Eine große Enttäuschung für die ganze Welt, nicht nur für die Arabische Welt, war gewiss die widersprüchliche Haltung der USA unter Präsident Barack Obama. Gefangen in einem Lügen-Labyrinth wollte er keinen weiteren Krieg anstiften und keinen Krieg gegen Libyen sehen und nichtsdestotrotz erlaubte Obama den Krieg und sogar die NATO-Kriegsmaschinerie dazu einzusetzen, auch um US-amerikanische Kosten zu sparen. Dadurch wurde die NATO noch einmal nach Jugoslawien, Afghanistan und Irak, ein mörderisches Instrument für Aggressionen. Die NATO muss sich für Massaker, Massenmord und Verbrechen gegen die Menschlichkeit verantworten. Der Tag dazu wird kommen, denn Verbrechen gegen die Menschlichkeit verjähren nicht.

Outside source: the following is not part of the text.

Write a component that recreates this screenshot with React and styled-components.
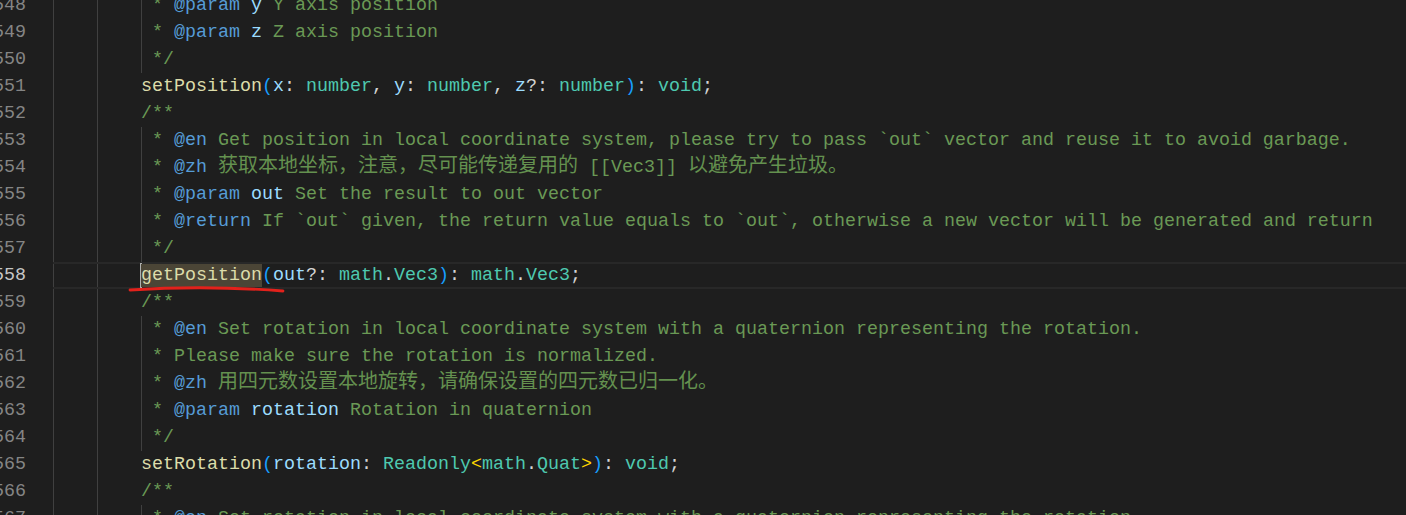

Die meisten Europäer empfinden die Idee, dass das Militär ihre demokratischen Freiheiten verteidigt, als geradezu lächerlich. Seit der Auflösung der Sowjetunion verliert die NATO Sinn und Zweck. Amerika muss sich damit abfinden. Es war ein irreparabler Irrtum, auf der NATO-Gründung und -Aufrechterhaltung bestanden zu haben, sowohl im vergeudeten konstruierten Kalten Krieg, der niemals hätte stattfinden dürfen, als auch später nach der Wende 1990. Unter den Folgen dieser wahnsinnigen Verschwendung leiden die USA am meisten. Sie haben das Problem geschaffen. Sie müssen das Problem lösen.